Lilo locations for conferencers
March 15, 2008
Any city which hosts conferences should take a look at Air Bed and Breakfast where like-minded (you have to hope) people provide low-cost accommodation for attendees flocking into town. No, the founders won’t really “turn the hotel industry on the head” but the idea of a friend, not a front desk will always have a market.
via Mashable.
Travel agents and the magic of AIR
March 14, 2008
The online+offline world of AIR applications has huge potential for the travel business, combining rich desktop experiences with constantly updated data. Here’s an interesting video from the Flash Blog about the creation of an AIR app designed to help American travel agents sell Disney. Apparently agents like nothing better than to whip out their scrap books whenever clients mention the Magic Kingdom. Now, Frog Design have produced an application allowing travel agents to drag and drop their Disney wonders onto a virtual scratchpad, while summoning up special offers, playing videos and assembling live quotes.
Cheesy new food site
March 14, 2008
Well, it made me laugh. There’s not an awful lot to Forkd yet, the new social recipe site (I mean, my first foray turned up a recipe for a grilled cheese sandwich of all things) but I like it. And look at this: instead of beta on the logo - it’s a feta release. Boom boom.

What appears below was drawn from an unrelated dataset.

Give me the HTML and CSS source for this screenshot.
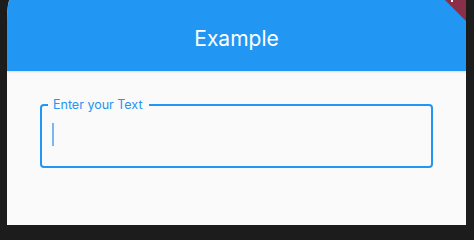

The other kind of search experts: TSA bloggers
March 13, 2008
After my last trip to Philadelphia I am not exactly in love with America’s Transportation Security Administration (TSA). Few people are; they have taken quite a kicking in mainstream, blogs and other media over the last few years.
They deserve credit, however, for opening at least one extra channel for travellers: Evolution of Security - the TSA’s blog, which took wings at the end of January.
It’s not a great name but at least the blog has an honest purpose: to let people know what their officials do, what they have done, what they are going to start doing and most importantly, why to all of the above.
Predictably, the comments are lively - this is as much a punch bag as a blog - but the posts themselves are well-written and the TSA blogging team, (”Hi, my name is Ethel and I’m from Wisconsin”), are doing a good job putting a human face on a much-criticised service.
via CNN
Sabre rattling from the podium
March 13, 2008
On the subject of the Tourism Innovation Day: I gave everything full marks on the feedback form except for the very dull Ben Vinod keynote at the top of the day, which was little more than a paean to his beloved Sabre.
He talked about the value of online marketing and encouraged everyone to dive in. But I felt an almost collective drop of the shoulders in his room full of mainly small tourism businesses when he told us Sabre optimises one million search keywords every day.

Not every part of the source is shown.